Facilities for sport are top notch and include a full-size astroturf hockey field, inclusive of a running track and four netball courts, and a new indoor rock climbing wall in the existing gym. The school’s outdoor education programme is robust with kayaking, rafting and snorkelling well subscribed, and students have a wide choice of extra-curricular programmes such as defence academy, Catering for the Community, citizenship and a number of sports teams. The school has just staged the show, Seussical the Musical.
There is also a teen parent unit (TPEC) that can accommodate up to 20 students. All the 2014 TPEC students who completed the year gained at least one NCEA level with some gaining level 1,2 and 3 all in the same year.

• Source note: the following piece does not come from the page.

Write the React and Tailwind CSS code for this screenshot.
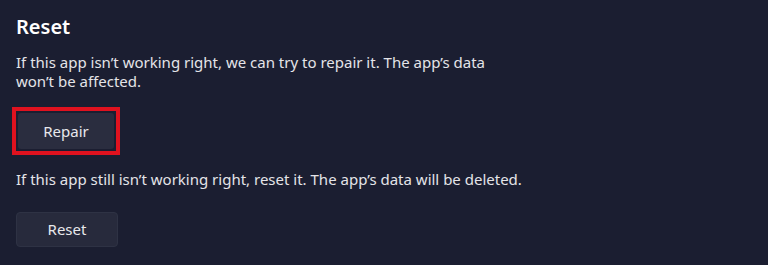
import React from "react";

function App() {
  return (
    <div
      className="h-[265px] w-[768px] overflow-hidden bg-[#1b1e31] px-4 pt-[14px] text-[#e4e4e8]"
      style={{ fontFamily: '"Noto Sans", "Open Sans", sans-serif' }}
    >
      <h2 className="text-[20px] font-semibold leading-[26px] text-white">Reset</h2>

      <p className="mt-[13px] w-[490px] text-[15px] leading-[19px]">
        If this app isn’t working right, we can try to repair it. The app’s data won’t be affected.
      </p>

      <div className="mt-[16px] -ml-[4px] w-fit border-[4px] border-[#e0121f] p-[2px]">
        <button className="flex h-[36px] w-[96px] items-center justify-center rounded-[3px] bg-[#2a2d3f] text-[15px] text-[#e8e8ec]">
          Repair
        </button>
      </div>

      <p className="mt-[15px] text-[15px] leading-[19px]">
        If this app still isn’t working right, reset it. The app’s data will be deleted.
      </p>

      <button className="mt-[23px] flex h-[35px] w-[102px] items-center justify-center rounded-[4px] border border-[#2e3244] bg-[#272a3c] text-[15px] text-[#e8e8ec]">
        Reset
      </button>
    </div>
  );
}

export default App;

“The whānau of our students believed in us and gave the school the chance to show that you can get quality education right here in Kawerau. Staff are inspirational for our students and town, and the Ministry has given us the freedom to try things differently.”
Change is also evident in the school’s wider community. In a town where two thirds of the population identify as Maori, the high school has become a symbol of hope and change.
“The role of the school in its community is pivotal,” says Mrs Tuhoro. ““Every child deserves to experience success, have hope and ability to achieve their dreams and aspirations. The youth of Kawerau are becoming more resilient and showing leadership potential as a result of the many opportunities at school. We are seeing huge changes in behaviour and academic success, community buy in is far greater and people are starting to see what is happening in Kawerau as a whole.”